11 enero 2006

Araña negra

Era delgada. No era alta, era larga. Vieja, negra, cabeza blanca y cabellera enmarañada, su mirada a medio párpado y sus ojos vidriosos chiquitos. Miraba hacia lo desconocido y comía un plátano de seda como quien ya comió unos cuantos bananales en su vida.

Sentada, como una araña, con los brazos casi colgando por el respaldo, una pierna apoyada en un banquito y la otra como si se quisiera escapar.

Recostada, tendida, en su silla de madera con un pequeñito toldo -casi paraguas- para protegerse del sol. Sus manos eran largas y sus dedos también largos y flacos.

De vez en cuando la negra araña levantaba sus brazos para espantar unas cuantas moscas que merodean entre sus cocadas, colocadas sobre la mesa en filas perfectas y por colores. Había 6 vendedoras de cocadas pero ninguna me llamó tanto la atención como ella.

Al llegar al Terminal de buses sólo la miré de reojo y puse la atención en las cocadas. Me acerqué mientras mi hermano entraba a preguntar horas y precios para la salida a Machala y a Quito, una voz a la vez aguda y ronca me invitaron a mirarla a los ojos. Eran unos ojos chiquitos, húmedos, grises, de los que se quedan pegados a los tuyos, de los que los miras y empiezas a escuchar voces, quizá tus propias voces, no lo sé.

No sé que me hizo sudar más si el calor de la ciudad o esa mirada. Me sonreí, qué más podía hacer, me di vuelta y volví con Juan. Ya los pasajes están comprados, el iría a Machala y yo iría a Quito. Se acababa su aventura con el pepino de mar y se acababa mi búsqueda de fin de semana en Esmeraldas.

Volví nuevamente, la araña me atrapó con sus redes. Volví y esta vez a mirarla con detenimiento. La vi vieja, muy vieja, muy flaca, con un vestido que alguna vez fue azul de bolas blanca. Había dejado de comer plátano.

Sus manos y sus brazos me parecieron más largos todavía y el bullicio de la plaza y el calor parecían no afectarle. Era como si llevara colgado al pecho un amuleto contra la angustia. Parecía tener todo el tiempo del mundo para sí, parecía vacunada contra nerviosismos y agobios, parecía saber perfectamente por donde cruzaba la línea que divide lo bueno de lo malo, lo esencial de lo intrascendente, lo real de lo irreal, lo sublime de lo perverso, y allí estaba, vendiéndome su habilidad para escoger y separar las buenas de las malas cocadas.

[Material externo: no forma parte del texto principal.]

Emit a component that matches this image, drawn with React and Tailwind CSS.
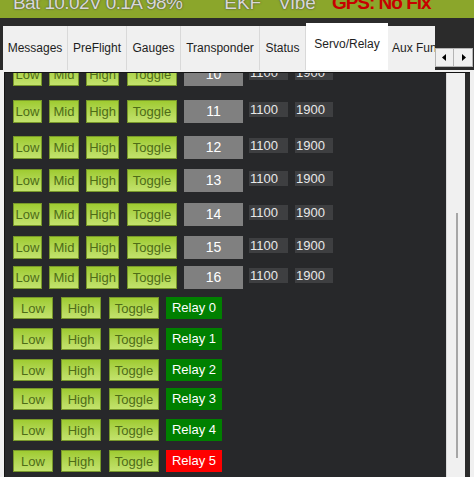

Saqué una moneda y se la di, me dio dos cocadas. Ella también me dio una moneda de vuelta. Lo hizo todo sin perder su estilo de araña tendida en la silla de madera. La miré una vez más. Tome, dije y le regresé el cambio. ¿Qué? ¿Le doy dos cocadas más? No, quédese con esa moneda. Llévese dos cocadas más, están ricas. No, sólo deséeme suerte, nada más.

Ahora si dejo de lado su estilo, se incorporó, realmente era larga, me pareció inmensa. Ahora ella me miró, se alegró, dijo unas cuantas cosas que me sonaron a buena vibras, a buenos deseos, yo volví a escuchar esas voces que había escuchado antes, la primera ves que la mire a sus ojos pequeños y húmedos.

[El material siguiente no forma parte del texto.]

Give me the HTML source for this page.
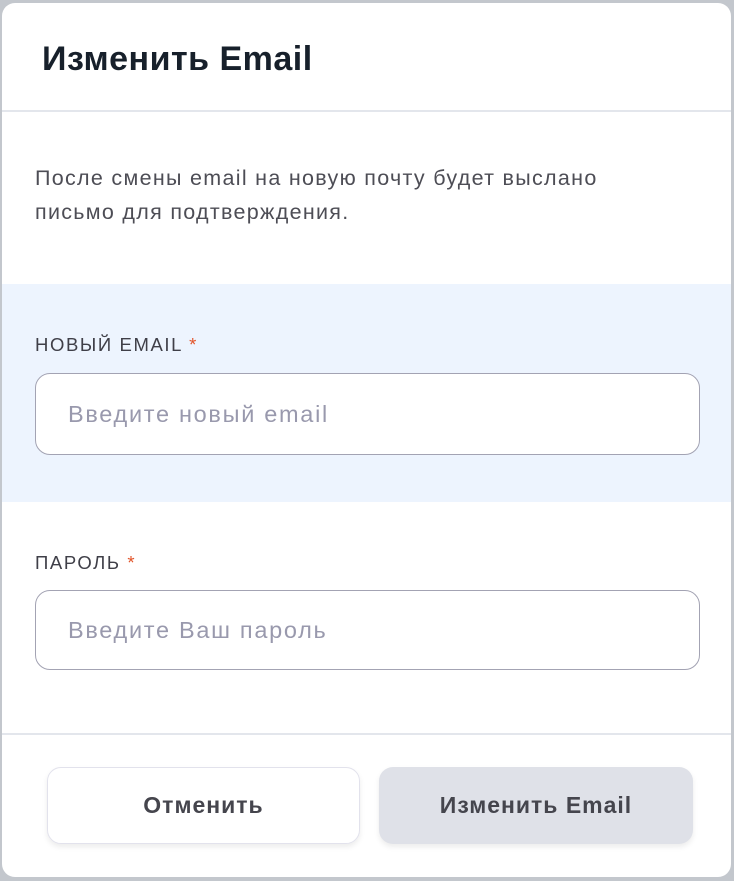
<!DOCTYPE html>
<html><head><meta charset="utf-8"><style>
*{box-sizing:border-box;margin:0;padding:0}
body{width:734px;height:881px;background:#c3c7cd;font-family:"Liberation Sans",sans-serif;position:relative;overflow:hidden}
.m{position:absolute;left:2px;top:3px;width:729px;height:874px;background:#fff;border-radius:13px;overflow:hidden}
.abs{position:absolute}
h1{position:absolute;left:40px;top:37px;font-size:34px;font-weight:600;color:#17202b;letter-spacing:0.5px}
.hr{position:absolute;left:0;width:729px;height:2px;background:#e3e6ec}
.d{left:33px;top:158px;font-size:21.5px;line-height:34px;color:#4d4d55;letter-spacing:1.3px;white-space:nowrap}
.band{left:0;top:281px;width:729px;height:218px;background:#edf4fe}
.lbl{font-size:18.5px;color:#3f3f48;letter-spacing:1.6px}
.lbl b{color:#e2552b;font-weight:400}
.in{left:33px;width:665px;border:1.5px solid #a3a3b3;border-radius:15px;background:#fff;font-size:23.5px;color:#9999ad;padding-left:32px;display:flex;align-items:center;letter-spacing:1.7px}
.btn{top:764px;height:77px;border-radius:14px;font-size:23px;font-weight:600;color:#45454d;display:flex;align-items:center;justify-content:center;letter-spacing:1px}
</style></head><body>
<div class="m">
<h1>Изменить Email</h1>
<div class="hr" style="top:107px"></div>
<div class="abs d">После смены email на новую почту будет выслано<br>письмо для подтверждения.</div>
<div class="abs band"></div>
<div class="abs lbl" style="left:33px;top:331px">НОВЫЙ EMAIL <b>*</b></div>
<div class="abs in" style="top:370px;height:82px">Введите новый email</div>
<div class="abs lbl" style="left:33px;top:549px">ПАРОЛЬ <b>*</b></div>
<div class="abs in" style="top:587px;height:80px">Введите Ваш пароль</div>
<div class="hr" style="top:730px;height:1.5px"></div>
<div class="abs btn" style="left:45px;width:313px;border:1.5px solid #e2e2ec;box-shadow:0 3px 6px rgba(0,0,0,0.08)">Отменить</div>
<div class="abs btn" style="left:377px;width:314px;background:#dfe1e8;box-shadow:0 3px 6px rgba(0,0,0,0.08)">Изменить Email</div>
</div>
</body></html>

La negra pegó un silbido, y la flaca de las cocadas de la esquina vino corriendo. Quizá corría con dificultad la negra jovencita, en realidad creo que le faltaba el aire, que los pantalones le apretaban mucho y no la dejaban respirar. La escuchó me miró, se amarró el polo arriba de la cintura, cogió la moneda, se sacó las sandalias y salió corriendo.

Subí al bus después de ver a Juan partir en otra dirección. Llevaba una sonrisa pintada en el rostro. Había satisfacción en él, también en mí. Habernos juntado en otro país, en un lugar prácticamente desconocido, impensable para ambos, a miles de kilómetros de casa. Me acomodé para aguantar mis seis horas de viaje de retorno. Traté de amarrarme el pelo. No pude, lo dejé suelto. Miré de reojo por el bus y la negra jovencita regresaba nuevamente corriendo y agitada como al principio, y le dejó un papel. Vi a la vieja negra, a la que volvió a recostarse en su silla de madera como una araña, echándose la bendición tres veces con un boleto de lotería. Me devolvió la mirada y me pareció ver un ligero brillo en sus ojos.